In one month, they will separate from each other, and it will be all over! One of them will go into life; the other, on purple writing paper, will write the name of another friend. The two children make oaths, promises. Taking advantage of the little time left to them, they want to cherish each other even more; and, when happiness is between their hands, suddenly tears run down, because time passes so quickly!

In one month, they will separate from each other! And then, one evening (why only the evening?), the school will dream that its gates would open by themselves, and that somebody would put slightly the foot on its threshold. And the students, scattered to the four corners of the earth, during long summer holidays, will remember their school and will regret its red roof and its green trees.

ooOoo

And then, one evening (why always the evening?), the school will dream that its gates would open by themselves, and that somebody would put slightly the foot on its threshold. And the students, scattered to the four corners of the earth, during long summer holidays, will remember their school and will regret its red roof and its green trees.

A student will remember a far-off morning of spring: as he opened the window of his class, his glance fell on a flowery meadow where butterflies were fluttering. Five or ten butterflies, no more than that! At the recreation, he came out, pursued them. When he had put the nose near the grasses to smell, he was very much surprised by the lack of perfume! He had forgotten, poor child, that he was not a butterfly with gold wings! He laid nevertheless a blank paper sheet there, hoping that the butterflies would not find the trace any more.

Remained alone, he pondered: "Who could erase the trace of my school? Would somebody have laid there a blank paper sheet?"
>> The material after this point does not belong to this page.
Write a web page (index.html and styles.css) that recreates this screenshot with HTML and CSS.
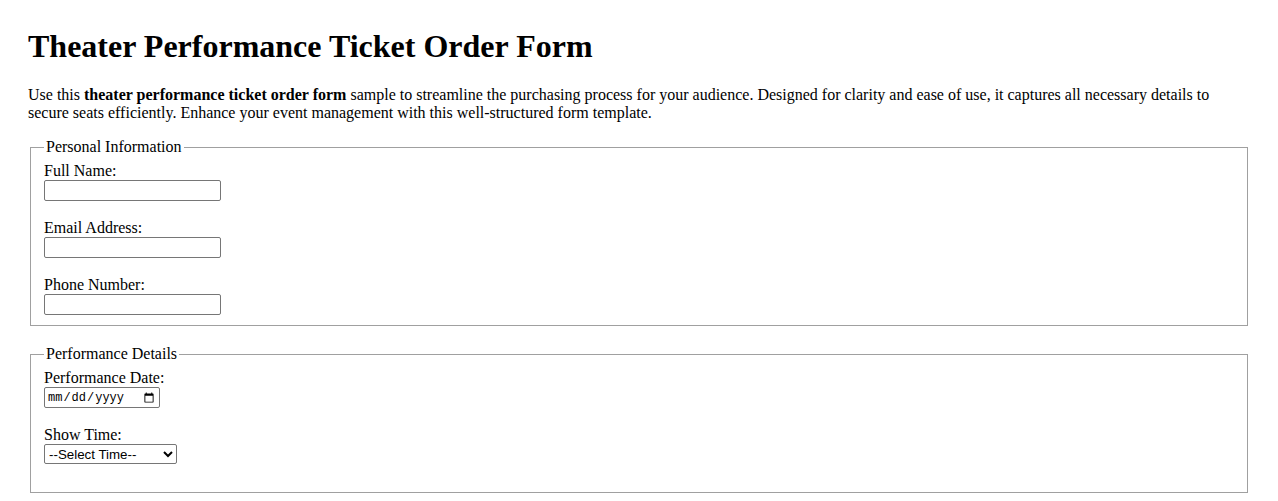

A student will remember a certain afternoon (the memory may probably come to him from the summer): as he was inflating the tires of his bicycle, he heard, coming from an upstairs laboratory, a sound of a harmonica that accompanied the words sung by a lovely voice, now high now low in pitch. The words and the music went together in a dream like a couple of lovers. Soir de Rafles, J'ai deux amours (2)... Those songs are indeed very old; and nowadays, it is likely that no one would remember them. The song helped him revive his dear memories: a kiss that he received the day of his entry in school, a concert of music when he was still in fifth year class, a boy who walked and sang softly under the pines...
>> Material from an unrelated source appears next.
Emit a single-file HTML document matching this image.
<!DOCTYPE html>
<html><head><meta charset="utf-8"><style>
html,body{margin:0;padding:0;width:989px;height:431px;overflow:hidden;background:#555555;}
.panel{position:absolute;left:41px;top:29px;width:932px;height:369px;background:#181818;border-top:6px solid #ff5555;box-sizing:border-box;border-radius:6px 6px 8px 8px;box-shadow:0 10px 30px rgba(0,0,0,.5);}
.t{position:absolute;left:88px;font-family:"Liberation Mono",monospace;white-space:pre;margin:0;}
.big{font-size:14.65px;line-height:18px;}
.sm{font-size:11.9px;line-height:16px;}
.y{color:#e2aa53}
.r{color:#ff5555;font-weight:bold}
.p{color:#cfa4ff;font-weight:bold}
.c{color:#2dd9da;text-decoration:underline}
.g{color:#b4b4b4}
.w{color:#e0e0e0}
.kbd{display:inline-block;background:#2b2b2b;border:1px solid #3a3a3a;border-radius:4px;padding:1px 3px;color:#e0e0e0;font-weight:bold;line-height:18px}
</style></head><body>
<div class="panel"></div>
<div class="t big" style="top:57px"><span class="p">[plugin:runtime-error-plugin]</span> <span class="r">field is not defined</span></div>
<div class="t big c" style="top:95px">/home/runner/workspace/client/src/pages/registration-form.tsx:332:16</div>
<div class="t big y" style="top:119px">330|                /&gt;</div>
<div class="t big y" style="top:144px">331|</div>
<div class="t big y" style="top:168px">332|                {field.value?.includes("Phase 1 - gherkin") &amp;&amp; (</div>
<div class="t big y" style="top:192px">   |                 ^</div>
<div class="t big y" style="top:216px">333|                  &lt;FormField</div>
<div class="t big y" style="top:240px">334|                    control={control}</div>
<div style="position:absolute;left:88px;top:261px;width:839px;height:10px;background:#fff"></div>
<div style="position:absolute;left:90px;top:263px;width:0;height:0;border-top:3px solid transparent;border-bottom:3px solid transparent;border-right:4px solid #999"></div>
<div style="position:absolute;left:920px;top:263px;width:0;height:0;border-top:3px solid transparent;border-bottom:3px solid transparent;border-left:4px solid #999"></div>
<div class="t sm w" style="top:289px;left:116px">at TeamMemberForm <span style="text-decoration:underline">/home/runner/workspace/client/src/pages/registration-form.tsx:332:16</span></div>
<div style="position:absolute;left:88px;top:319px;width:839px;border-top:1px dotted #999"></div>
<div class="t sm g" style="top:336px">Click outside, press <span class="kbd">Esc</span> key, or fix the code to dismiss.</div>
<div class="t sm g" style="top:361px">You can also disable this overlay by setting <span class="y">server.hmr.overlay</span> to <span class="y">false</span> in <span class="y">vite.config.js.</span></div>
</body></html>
The memories sadly loomed up out of mists of the past.

ooOoo

Everyone preserves his memory faithfully, and it is the memory of the school of his own. For me, my school is like a heart. With all my heart, I had pity on myself, because there will be no more than one month left to me, only one month, and I will abandon my school.
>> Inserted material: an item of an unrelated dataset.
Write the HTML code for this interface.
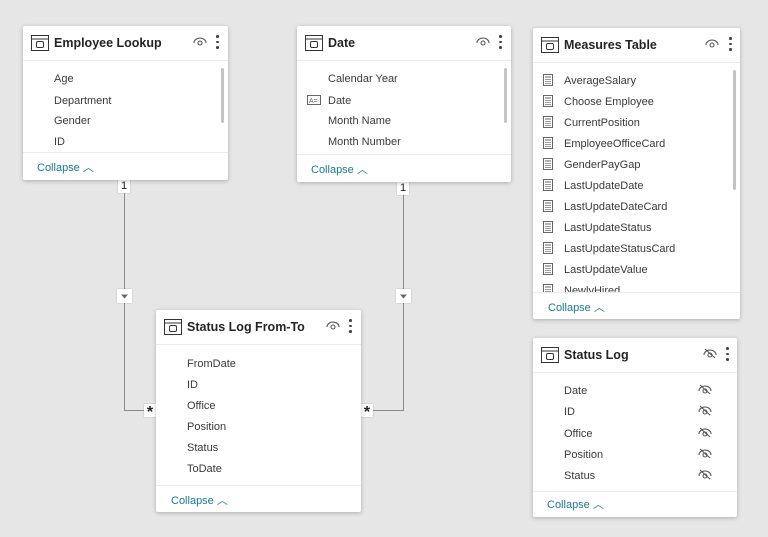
<!DOCTYPE html>
<html><head><meta charset="utf-8"><style>
body{margin:0;width:768px;height:537px;background:#e6e6e6;font-family:"Liberation Sans",sans-serif;position:relative;overflow:hidden}
.card{position:absolute;background:#fff;box-shadow:0 1px 4px rgba(0,0,0,.25);border-radius:2px}
.hd{position:absolute;left:0;right:0;top:0;height:34px;border-bottom:1px solid #ececec}
.ti{position:absolute;left:31px;top:10px;font-size:12.5px;font-weight:bold;color:#252423}
.ic{position:absolute;left:8px;top:9px}
.eye{position:absolute;top:11px}
.dots{position:absolute;top:9px;width:3px}
.dots i{display:block;width:2.5px;height:2.5px;background:#444;border-radius:50%;margin-bottom:3px}
.r{position:absolute;font-size:11px;color:#3a3a3a;margin-top:1px}
.ft{position:absolute;left:0;right:0;border-top:1px solid #ececec}
.col{position:absolute;font-size:11px;color:#1b7b8c}
.sb{position:absolute;width:3px;background:#c4c4c4;border-radius:2px}
.ln{position:absolute;background:#8a8a8a}
.lb{position:absolute;background:#fff;font-size:11px;text-align:center;color:#222;box-shadow:0 0 1px #999}
</style></head><body>

<div class="ln" style="left:124px;top:180px;width:1px;height:230px"></div>
<div class="ln" style="left:124px;top:410px;width:32px;height:1px"></div>
<div class="lb" style="left:118px;top:180px;width:12px;height:13px;line-height:13px">1</div>
<div class="lb" style="left:117px;top:289px;width:15px;height:14px"><svg width="15" height="14"><path d="M4 5.5h7l-3.5 4z" fill="#666"/></svg></div>
<div class="lb" style="left:144px;top:404px;width:12px;height:13px;line-height:17px;font-weight:bold;font-size:16px">*</div>

<div class="ln" style="left:403px;top:182px;width:1px;height:228px"></div>
<div class="ln" style="left:361px;top:410px;width:43px;height:1px"></div>
<div class="lb" style="left:397px;top:182px;width:12px;height:13px;line-height:13px">1</div>
<div class="lb" style="left:396px;top:289px;width:15px;height:14px"><svg width="15" height="14"><path d="M4 5.5h7l-3.5 4z" fill="#666"/></svg></div>
<div class="lb" style="left:361px;top:404px;width:12px;height:13px;line-height:17px;font-weight:bold;font-size:16px">*</div>

<svg width="0" height="0" style="position:absolute"><defs>
<g id="tbl"><rect x="0.5" y="0.5" width="17" height="15" fill="none" stroke="#333"/><line x1="0.5" y1="4" x2="17.5" y2="4" stroke="#333"/><rect x="5.5" y="6.5" width="7" height="6" rx="1.5" fill="none" stroke="#333"/></g>
<g id="eye"><path d="M1 8a6 5 0 0 1 12 0" fill="none" stroke="#555" stroke-width="1.1"/><circle cx="7" cy="8" r="2" fill="none" stroke="#555" stroke-width="1.1"/></g>
<g id="heye"><path d="M1 8a6 5 0 0 1 12 0" fill="none" stroke="#555" stroke-width="1.1"/><circle cx="7" cy="8" r="2" fill="none" stroke="#555" stroke-width="1.1"/><line x1="2" y1="2" x2="12" y2="11" stroke="#555" stroke-width="1.1"/></g>
<g id="calc"><rect x="0.5" y="0.5" width="9" height="11" fill="none" stroke="#666"/><line x1="2" y1="3" x2="8" y2="3" stroke="#666"/><path d="M2 5.5h6M2 7.5h6M2 9.5h6" stroke="#999"/></g>
</defs></svg>

<div class="card" style="left:23px;top:26px;width:205px;height:154px">
<div class="hd"></div>
<svg class="ic" width="18" height="16"><use href="#tbl"/></svg>
<div class="ti">Employee Lookup</div>
<svg class="eye" style="left:170px" width="14" height="10"><use href="#eye" y="-2"/></svg>
<div class="dots" style="left:193px"><i></i><i></i><i></i></div>
<div class="r" style="left:31px;top:46px">Age</div>
<div class="r" style="left:31px;top:68px">Department</div>
<div class="r" style="left:31px;top:88px">Gender</div>
<div class="r" style="left:31px;top:109px">ID</div>
<div class="sb" style="left:198px;top:42px;height:55px"></div>
<div class="ft" style="top:126px"></div>
<div class="col" style="left:14px;top:133px">Collapse ︿</div>
</div>

<div class="card" style="left:297px;top:26px;width:214px;height:156px">
<div class="hd"></div>
<svg class="ic" width="18" height="16"><use href="#tbl"/></svg>
<div class="ti">Date</div>
<svg class="eye" style="left:179px" width="14" height="10"><use href="#eye" y="-2"/></svg>
<div class="dots" style="left:202px"><i></i><i></i><i></i></div>
<div class="r" style="left:31px;top:46px">Calendar Year</div>
<svg style="position:absolute;left:10px;top:69px" width="14" height="10"><rect x="0.5" y="0.5" width="13" height="9" fill="none" stroke="#666"/><text x="2" y="8" font-size="7" fill="#666" font-family="Liberation Sans">A=</text></svg>
<div class="r" style="left:31px;top:68px">Date</div>
<div class="r" style="left:31px;top:88px">Month Name</div>
<div class="r" style="left:31px;top:109px">Month Number</div>
<div class="sb" style="left:207px;top:42px;height:55px"></div>
<div class="ft" style="top:128px"></div>
<div class="col" style="left:14px;top:135px">Collapse ︿</div>
</div>

<div class="card" style="left:533px;top:28px;width:207px;height:291px">
<div class="hd"></div>
<svg class="ic" width="18" height="16"><use href="#tbl"/></svg>
<div class="ti">Measures Table</div>
<svg class="eye" style="left:172px" width="14" height="10"><use href="#eye" y="-2"/></svg>
<div class="dots" style="left:196px"><i></i><i></i><i></i></div>
<div style="position:absolute;left:0;right:0;top:35px;height:229px;overflow:hidden">
<svg style="position:absolute;left:10px;top:11px" width="10" height="230"><use href="#calc"/><use href="#calc" y="21"/><use href="#calc" y="42"/><use href="#calc" y="63"/><use href="#calc" y="84"/><use href="#calc" y="105"/><use href="#calc" y="126"/><use href="#calc" y="147"/><use href="#calc" y="168"/><use href="#calc" y="189"/><use href="#calc" y="210"/></svg>
<div class="r" style="left:31px;top:11px">AverageSalary</div>
<div class="r" style="left:31px;top:32px">Choose Employee</div>
<div class="r" style="left:31px;top:53px">CurrentPosition</div>
<div class="r" style="left:31px;top:74px">EmployeeOfficeCard</div>
<div class="r" style="left:31px;top:95px">GenderPayGap</div>
<div class="r" style="left:31px;top:116px">LastUpdateDate</div>
<div class="r" style="left:31px;top:137px">LastUpdateDateCard</div>
<div class="r" style="left:31px;top:158px">LastUpdateStatus</div>
<div class="r" style="left:31px;top:179px">LastUpdateStatusCard</div>
<div class="r" style="left:31px;top:200px">LastUpdateValue</div>
<div class="r" style="left:31px;top:221px">NewlyHired</div>
</div>
<div class="sb" style="left:200px;top:42px;height:120px"></div>
<div class="ft" style="top:264px"></div>
<div class="col" style="left:15px;top:271px">Collapse ︿</div>
</div>

<div class="card" style="left:156px;top:310px;width:205px;height:202px">
<div class="hd"></div>
<svg class="ic" width="18" height="16"><use href="#tbl"/></svg>
<div class="ti">Status Log From-To</div>
<svg class="eye" style="left:170px" width="14" height="10"><use href="#eye" y="-2"/></svg>
<div class="dots" style="left:193px"><i></i><i></i><i></i></div>
<div class="r" style="left:31px;top:47px">FromDate</div>
<div class="r" style="left:31px;top:68px">ID</div>
<div class="r" style="left:31px;top:89px">Office</div>
<div class="r" style="left:31px;top:110px">Position</div>
<div class="r" style="left:31px;top:131px">Status</div>
<div class="r" style="left:31px;top:152px">ToDate</div>
<div class="ft" style="top:175px"></div>
<div class="col" style="left:15px;top:182px">Collapse ︿</div>
</div>

<div class="card" style="left:533px;top:338px;width:204px;height:179px">
<div class="hd"></div>
<svg class="ic" width="18" height="16"><use href="#tbl"/></svg>
<div class="ti">Status Log</div>
<svg class="eye" style="left:170px;top:10px" width="14" height="12"><use href="#heye" y="-1"/></svg>
<div class="dots" style="left:193px"><i></i><i></i><i></i></div>
<div class="r" style="left:31px;top:46px">Date</div>
<div class="r" style="left:31px;top:67px">ID</div>
<div class="r" style="left:31px;top:89px">Office</div>
<div class="r" style="left:31px;top:110px">Position</div>
<div class="r" style="left:31px;top:131px">Status</div>
<svg style="position:absolute;left:165px;top:46px" width="14" height="100"><use href="#heye" y="-1"/><use href="#heye" y="20"/><use href="#heye" y="42"/><use href="#heye" y="63"/><use href="#heye" y="84"/></svg>
<div class="ft" style="top:153px"></div>
<div class="col" style="left:14px;top:158px">Collapse ︿</div>
</div>

</body></html>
To abandon my school! To abandon my school! Who thus obliges me to abandon my school, which is so dear to me?

Ah! I will abandon my school! How strange it is: nobody shouts these words to me, yet I hear them as an echo that resounds in my heart.

ooOoo

How strange it is: nobody shouts to me these words, yet I hear them as an echo that resounds in my heart.

School of my heart! Tomorrow, I will be separated from you and will be thrown, in spite of myself, in the swirls of life.

One cannot, with a smile stuck on his lips, make an easy statement like formerly at a windowsill:

"To find happiness, it is not quite difficult thing. It is just enough to distinguish the blue of the sky from the pink of peach flowers which are opening out."

To tell the truth, always blue is the sky; and, if you don't bother to take the trouble to go a little farther toward the south of Vietnam, dear reader, you would notice that the pink flowers of peach open out all year long. Alas! The beauty of the sky, as well as the beauty of flowers, does not make our eyes shine any more!

ooOoo

Students, my dear friends, in spite of the good advice that others might give you, once you returned to your home, I am seriously afraid that your innocence might be dispossessed by your family!

As for me, in a small provincial town, I will return to live, solitary, withdrawn from the world. Then, one morning, I will remember my school where we had separated. A railway ticket, some coins, and that's how I find again my school, the school of my own. Ah! How cold and sad it was! Other people noticed more my shoes and my hat than my heart that I had brought to them. Perhaps, my most intimate friend differed from the others by a handshake a little more cordial.

And that's all.

ooOoo

What seems to me the saddest and most monotonous situation, that is the following one:

One day, by giving me a woman, one will confine me to the humility of the family. Each late afternoon, sitting in front of my house, I will look at the clouds that pass by and I will listen to the blow of the wind. The mountains in the distance -- I don't know of what they will have thought -- will suddenly become more somber than ever. I don't know either what will help me remembering my school. Then I will have tears running down in my eyes. Some drops will come out and remain suspended on my cheeks. If my wife were with me at that moment, what would she think of these tears, still all warm? Who will explain to her for me that I regret my life of schoolboy, at that precise moment?

ooOoo

Ah! To abandon one's school! To abandon one's heart! Students, my dear friends, after the last class, at the exit of the school, don't forget to leave all your books and notebooks to the janitor of your school. Don't worry not to be able to read them again, or to preserve some as souvenirs! Although you would keep them with much care and affection, I bet that they would not be for you of any usefulness. Furthermore, it would be futile for you to sigh, at the exit of the school: "Our memories will firmly remain engraved in our brain!"

No, no! The corpse never retains the soul. You should say this instead: "The memories will hustle to flee through the gate of our heart; and money and dishonesty will steal everything from us, perfume and beauty of things."

ooOoo

Oh! The brilliant sun is already at its zenith. The solitary sky opens its immense gates. The trees spread out their foliage to the freshness of a light breeze that passes. The chirp of sparrows falls into thousands of luminous drops...

In one moment, it is the recreation. The students will get out and walk on that layer of gravel there; and the schoolyard will cover itself with a new memory.
 


(1) - Original title "Bỏ Trường Mà Đi", poetic essay extracted from the collection of essays "Vàng Sao" (The Gold of Stars) published in 1942. Chế Lan Viên (real name: Phan Ngọc Hoan, 1920-1989), Vietnamese poet and essayist, published, in 1937, his collection of poems "Điêu Tàn" (Ruins) which made him famous.
(2) - In French in original text. Evening at Rafles, I have two loves.